Since 2000, the Conservancy has spent $7,772,507 on ISP, most of which came from various grants. In March it approved an additional $1,250,868 grant of Wildlife Conservation Board funds for treatment projects. The Conservancy also approved $949,907 to operate and manage the regionally coordinated project through spring 2008.

Native California cordgrass, Spartina foliosa, is an important component of marsh ecosystems. But the three species that were introduced to San Francisco Bay starting in the 1970s are highly invasive, spreading at a greater than exponential rate and altering the physical structure and biological composition of marshes, mudflats, and creeks.

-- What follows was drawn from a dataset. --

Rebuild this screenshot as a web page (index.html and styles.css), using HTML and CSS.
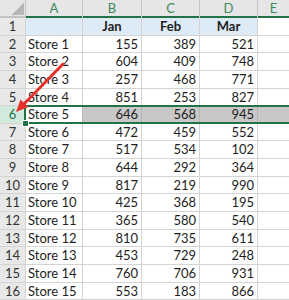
FILE: index.html
```html
<!DOCTYPE html>
<html lang="en">

<head>
    <title>Stores</title>
    <meta charset="UTF-8">
    <link rel="stylesheet" href="styles.css">
</head>

<body>
    <div class="sheet">
        <div class="row cols">
            <div class="corner"></div>
            <div>A</div>
            <div>B</div>
            <div>C</div>
            <div>D</div>
            <div>E</div>
        </div>
        <div class="row title">
            <div class="rh">1</div>
            <div></div>
            <div>Jan</div>
            <div>Feb</div>
            <div>Mar</div>
            <div class="blank"></div>
        </div>
        <div class="row">
            <div class="rh">2</div><div class="t">Store 1</div><div class="n">155</div><div class="n">389</div><div class="n">521</div><div></div>
        </div>
        <div class="row">
            <div class="rh">3</div><div class="t">Store 2</div><div class="n">604</div><div class="n">409</div><div class="n">748</div><div></div>
        </div>
        <div class="row">
            <div class="rh">4</div><div class="t">Store 3</div><div class="n">257</div><div class="n">468</div><div class="n">771</div><div></div>
        </div>
        <div class="row">
            <div class="rh">5</div><div class="t">Store 4</div><div class="n">851</div><div class="n">253</div><div class="n">827</div><div></div>
        </div>
        <div class="row sel">
            <div class="rh">6</div><div class="t active">Store 5</div><div class="n">646</div><div class="n">568</div><div class="n">945</div><div></div>
        </div>
        <div class="row">
            <div class="rh">7</div><div class="t">Store 6</div><div class="n">472</div><div class="n">459</div><div class="n">552</div><div></div>
        </div>
        <div class="row">
            <div class="rh">8</div><div class="t">Store 7</div><div class="n">517</div><div class="n">534</div><div class="n">102</div><div></div>
        </div>
        <div class="row">
            <div class="rh">9</div><div class="t">Store 8</div><div class="n">644</div><div class="n">292</div><div class="n">364</div><div></div>
        </div>
        <div class="row">
            <div class="rh">10</div><div class="t">Store 9</div><div class="n">817</div><div class="n">219</div><div class="n">990</div><div></div>
        </div>
        <div class="row">
            <div class="rh">11</div><div class="t">Store 10</div><div class="n">425</div><div class="n">368</div><div class="n">195</div><div></div>
        </div>
        <div class="row">
            <div class="rh">12</div><div class="t">Store 11</div><div class="n">365</div><div class="n">580</div><div class="n">540</div><div></div>
        </div>
        <div class="row">
            <div class="rh">13</div><div class="t">Store 12</div><div class="n">810</div><div class="n">735</div><div class="n">611</div><div></div>
        </div>
        <div class="row">
            <div class="rh">14</div><div class="t">Store 13</div><div class="n">453</div><div class="n">729</div><div class="n">248</div><div></div>
        </div>
        <div class="row">
            <div class="rh">15</div><div class="t">Store 14</div><div class="n">760</div><div class="n">706</div><div class="n">931</div><div></div>
        </div>
        <div class="row">
            <div class="rh">16</div><div class="t">Store 15</div><div class="n">553</div><div class="n">183</div><div class="n">866</div><div></div>
        </div>

        <!-- red pointer drawn over the sheet -->
        <svg class="arrow" width="289" height="300" viewBox="0 0 289 300">
            <line x1="63" y1="64" x2="24" y2="104" stroke="#e5322b" stroke-width="3" stroke-linecap="round" />
            <polygon points="16,112 20.5,99.5 28.5,107" fill="#e5322b" />
        </svg>
    </div>
</body>

</html>
```

FILE: styles.css
```css
html,
body {
    margin: 0;
}

body {
    width: 289px;
    height: 300px;
    overflow: hidden;
    background-color: #fff;
    color: #1e1e1e;
    font-family: Lato, "Open Sans", sans-serif;
    font-size: 13px;
}

.sheet {
    position: relative;
    display: flex;
    flex-direction: column;
    gap: 1px;
    height: 300px;
    background-color: #d4d4d4;
}

.row {
    display: grid;
    grid-template-columns: 25px 56px 58px 57px 57px 1fr;
    column-gap: 1px;
    height: 16.65px;
    line-height: 16.65px;
    flex: none;
}

.row > div {
    background-color: #fff;
    white-space: nowrap;
    overflow: hidden;
}

/* column headers */
.cols {
    height: 18px;
    margin-bottom: -1px;
    background-color: #c4c4c4;
}

.cols > div {
    box-sizing: border-box;
    background-color: #e6e6e6;
    color: #3b8a5c;
    text-align: center;
    line-height: 16px;
    border-bottom: 2px solid #217346;
}

.cols > .corner {
    border-bottom-color: #c4c4c4;
    background: linear-gradient(135deg, transparent 50%, #b7b7b7 50%) no-repeat right 1px bottom 1px / 12px 12px, #e6e6e6;
}

/* row headers */
.row > .rh {
    background-color: #e8e8e8;
    color: #333;
    text-align: center;
}

.title > div:nth-child(n+2):nth-child(-n+5) {
    background-color: #ddebf7;
    font-weight: bold;
    text-align: center;
}

.t {
    padding-left: 2px;
}

.n {
    text-align: right;
    padding-right: 3px;
}

/* selected row 6 */
.sel {
    position: relative;
    background-color: #b6b6b6;
}

.sel > div {
    background-color: #c8c8c8 !important;
}

.sel > .active {
    background-color: #fff !important;
}

.sel > .rh {
    background-color: #d2eadb !important;
    color: #217346;
}

.sel::after {
    content: "";
    position: absolute;
    left: 24px;
    right: 0;
    top: -1px;
    bottom: -1px;
    border: 2px solid #217346;
    border-right: 0;
}

.sel::before {
    content: "";
    position: absolute;
    left: 22px;
    bottom: -4px;
    width: 5px;
    height: 5px;
    background-color: #217346;
    border: 1px solid #fff;
    z-index: 1;
}

.arrow {
    position: absolute;
    left: 0;
    top: 0;
    pointer-events: none;
    z-index: 2;
}
```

Non-native invasive spartina converts mudflats to cordgrass meadows and fills in channels and sloughs, destroying habitat for native plants and animals and disrupting marsh hydrology. One species in particular, Spartina alterniflora, hybridizes with the native Spartina foliosa, and has invaded every marsh restoration project in the south and central San Francisco Bay Estuary in the past 15 years. (See Coast & Ocean, Vol. 16, No. 2 and Vol. 19, No. 2 for more about the history and impacts of the spartina invasion.)

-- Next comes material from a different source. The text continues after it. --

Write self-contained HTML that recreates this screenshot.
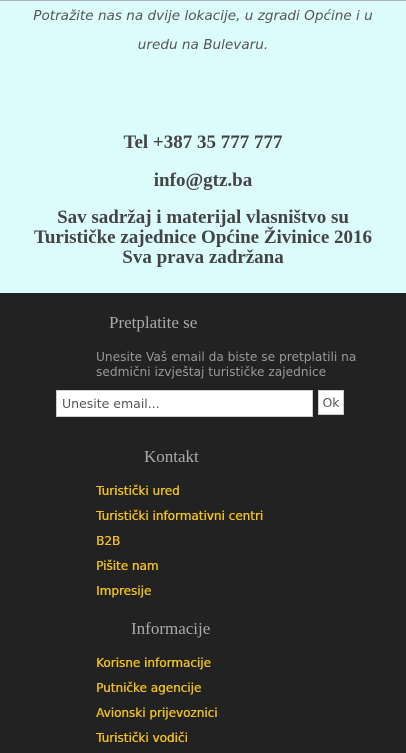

In the 1990s biologists began to realize the extent of the invasion, and in 2000 the Conservancy established ISP to coordinate eradication efforts among federal, state, and local agencies and organizations. In 2004, ISP partners began to apply mechanical and chemical treatment to infested acres. The following year, 1,010 acres--67 percent of the infestation at that time--were treated in just over a month. In 2006, 94 percent of the acreage estimated to be infested with spartina was treated. Early observations suggest that the 2006 effort killed 70 to 90 percent of the weed in treated areas.

Now that invasive spartina’s spread has been contained, ISP partners can focus on eradication. All remaining untreated stands--most of them in hard-to-reach areas--will be treated, and sites will be revisited as necessary.